- AIM -
Your task is to output the listing word for word, with pictures excluded.

- EXTRACTED RECORDS -
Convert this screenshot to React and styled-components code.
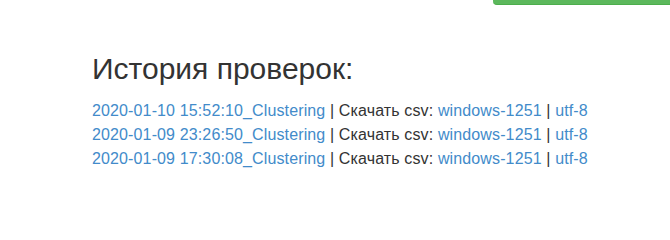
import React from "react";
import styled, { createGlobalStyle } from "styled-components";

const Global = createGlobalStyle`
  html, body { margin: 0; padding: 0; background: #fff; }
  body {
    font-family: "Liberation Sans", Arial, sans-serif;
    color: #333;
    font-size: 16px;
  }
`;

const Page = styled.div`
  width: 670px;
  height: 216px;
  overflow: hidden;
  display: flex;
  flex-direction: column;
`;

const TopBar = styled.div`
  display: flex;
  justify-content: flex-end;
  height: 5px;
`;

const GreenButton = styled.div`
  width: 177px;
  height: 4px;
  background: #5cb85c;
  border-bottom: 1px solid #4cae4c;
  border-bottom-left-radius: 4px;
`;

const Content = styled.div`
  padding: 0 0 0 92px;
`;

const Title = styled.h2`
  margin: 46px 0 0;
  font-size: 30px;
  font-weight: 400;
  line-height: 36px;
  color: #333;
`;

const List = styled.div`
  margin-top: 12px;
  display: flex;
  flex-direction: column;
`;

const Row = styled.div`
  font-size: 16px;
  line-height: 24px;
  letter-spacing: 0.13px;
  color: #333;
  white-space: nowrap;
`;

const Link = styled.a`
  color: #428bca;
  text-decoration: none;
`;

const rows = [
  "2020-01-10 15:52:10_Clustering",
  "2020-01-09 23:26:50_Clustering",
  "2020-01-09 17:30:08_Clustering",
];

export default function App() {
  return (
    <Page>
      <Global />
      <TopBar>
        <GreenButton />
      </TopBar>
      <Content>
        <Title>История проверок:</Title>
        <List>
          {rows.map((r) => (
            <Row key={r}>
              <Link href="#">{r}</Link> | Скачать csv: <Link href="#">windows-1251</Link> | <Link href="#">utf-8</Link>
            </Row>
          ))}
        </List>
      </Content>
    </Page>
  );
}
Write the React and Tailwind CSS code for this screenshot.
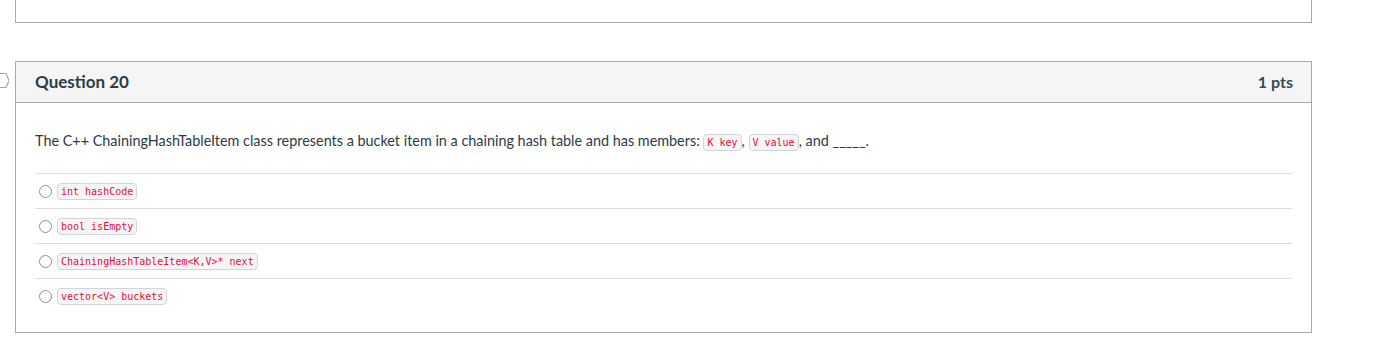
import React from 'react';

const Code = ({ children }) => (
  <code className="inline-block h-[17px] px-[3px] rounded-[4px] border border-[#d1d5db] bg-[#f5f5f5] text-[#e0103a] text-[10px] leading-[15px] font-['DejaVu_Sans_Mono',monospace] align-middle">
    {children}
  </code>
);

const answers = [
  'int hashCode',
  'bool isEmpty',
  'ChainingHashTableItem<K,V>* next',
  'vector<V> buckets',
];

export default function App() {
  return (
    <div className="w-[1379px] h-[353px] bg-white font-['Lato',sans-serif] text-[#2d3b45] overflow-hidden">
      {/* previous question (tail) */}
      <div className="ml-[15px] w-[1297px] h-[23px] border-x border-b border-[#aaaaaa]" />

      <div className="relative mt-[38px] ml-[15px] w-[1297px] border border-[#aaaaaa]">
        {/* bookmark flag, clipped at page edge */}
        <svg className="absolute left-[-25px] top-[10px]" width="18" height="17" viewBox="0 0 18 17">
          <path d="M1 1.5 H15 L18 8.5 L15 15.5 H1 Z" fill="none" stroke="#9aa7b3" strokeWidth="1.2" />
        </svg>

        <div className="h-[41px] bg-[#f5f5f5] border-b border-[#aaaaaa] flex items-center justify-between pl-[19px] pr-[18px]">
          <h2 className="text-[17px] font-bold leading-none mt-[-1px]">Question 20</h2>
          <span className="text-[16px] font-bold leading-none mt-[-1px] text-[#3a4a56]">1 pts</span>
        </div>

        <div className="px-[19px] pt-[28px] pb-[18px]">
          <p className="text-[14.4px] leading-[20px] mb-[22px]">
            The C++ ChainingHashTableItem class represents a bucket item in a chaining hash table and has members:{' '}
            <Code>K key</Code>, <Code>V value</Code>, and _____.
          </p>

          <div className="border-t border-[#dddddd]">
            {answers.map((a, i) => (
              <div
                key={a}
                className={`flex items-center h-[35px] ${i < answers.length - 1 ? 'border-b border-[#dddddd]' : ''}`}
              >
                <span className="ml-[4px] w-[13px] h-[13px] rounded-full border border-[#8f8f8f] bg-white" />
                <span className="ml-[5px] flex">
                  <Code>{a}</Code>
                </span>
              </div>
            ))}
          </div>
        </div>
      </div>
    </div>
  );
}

- SOLUTION TO THIS TASK -
Convert this screenshot to React and styled-components code.
import React from "react";
import styled, { createGlobalStyle } from "styled-components";

const Global = createGlobalStyle`
  html, body { margin: 0; padding: 0; background: #fff; }
  body {
    font-family: "Liberation Sans", Arial, sans-serif;
    color: #333;
    font-size: 16px;
  }
`;

const Page = styled.div`
  width: 670px;
  height: 216px;
  overflow: hidden;
  display: flex;
  flex-direction: column;
`;

const TopBar = styled.div`
  display: flex;
  justify-content: flex-end;
  height: 5px;
`;

const GreenButton = styled.div`
  width: 177px;
  height: 4px;
  background: #5cb85c;
  border-bottom: 1px solid #4cae4c;
  border-bottom-left-radius: 4px;
`;

const Content = styled.div`
  padding: 0 0 0 92px;
`;

const Title = styled.h2`
  margin: 46px 0 0;
  font-size: 30px;
  font-weight: 400;
  line-height: 36px;
  color: #333;
`;

const List = styled.div`
  margin-top: 12px;
  display: flex;
  flex-direction: column;
`;

const Row = styled.div`
  font-size: 16px;
  line-height: 24px;
  letter-spacing: 0.13px;
  color: #333;
  white-space: nowrap;
`;

const Link = styled.a`
  color: #428bca;
  text-decoration: none;
`;

const rows = [
  "2020-01-10 15:52:10_Clustering",
  "2020-01-09 23:26:50_Clustering",
  "2020-01-09 17:30:08_Clustering",
];

export default function App() {
  return (
    <Page>
      <Global />
      <TopBar>
        <GreenButton />
      </TopBar>
      <Content>
        <Title>История проверок:</Title>
        <List>
          {rows.map((r) => (
            <Row key={r}>
              <Link href="#">{r}</Link> | Скачать csv: <Link href="#">windows-1251</Link> | <Link href="#">utf-8</Link>
            </Row>
          ))}
        </List>
      </Content>
    </Page>
  );
}
Write the React and Tailwind CSS code for this screenshot.
import React from 'react';

const Code = ({ children }) => (
  <code className="inline-block h-[17px] px-[3px] rounded-[4px] border border-[#d1d5db] bg-[#f5f5f5] text-[#e0103a] text-[10px] leading-[15px] font-['DejaVu_Sans_Mono',monospace] align-middle">
    {children}
  </code>
);

const answers = [
  'int hashCode',
  'bool isEmpty',
  'ChainingHashTableItem<K,V>* next',
  'vector<V> buckets',
];

export default function App() {
  return (
    <div className="w-[1379px] h-[353px] bg-white font-['Lato',sans-serif] text-[#2d3b45] overflow-hidden">
      {/* previous question (tail) */}
      <div className="ml-[15px] w-[1297px] h-[23px] border-x border-b border-[#aaaaaa]" />

      <div className="relative mt-[38px] ml-[15px] w-[1297px] border border-[#aaaaaa]">
        {/* bookmark flag, clipped at page edge */}
        <svg className="absolute left-[-25px] top-[10px]" width="18" height="17" viewBox="0 0 18 17">
          <path d="M1 1.5 H15 L18 8.5 L15 15.5 H1 Z" fill="none" stroke="#9aa7b3" strokeWidth="1.2" />
        </svg>

        <div className="h-[41px] bg-[#f5f5f5] border-b border-[#aaaaaa] flex items-center justify-between pl-[19px] pr-[18px]">
          <h2 className="text-[17px] font-bold leading-none mt-[-1px]">Question 20</h2>
          <span className="text-[16px] font-bold leading-none mt-[-1px] text-[#3a4a56]">1 pts</span>
        </div>

        <div className="px-[19px] pt-[28px] pb-[18px]">
          <p className="text-[14.4px] leading-[20px] mb-[22px]">
            The C++ ChainingHashTableItem class represents a bucket item in a chaining hash table and has members:{' '}
            <Code>K key</Code>, <Code>V value</Code>, and _____.
          </p>

          <div className="border-t border-[#dddddd]">
            {answers.map((a, i) => (
              <div
                key={a}
                className={`flex items-center h-[35px] ${i < answers.length - 1 ? 'border-b border-[#dddddd]' : ''}`}
              >
                <span className="ml-[4px] w-[13px] h-[13px] rounded-full border border-[#8f8f8f] bg-white" />
                <span className="ml-[5px] flex">
                  <Code>{a}</Code>
                </span>
              </div>
            ))}
          </div>
        </div>
      </div>
    </div>
  );
}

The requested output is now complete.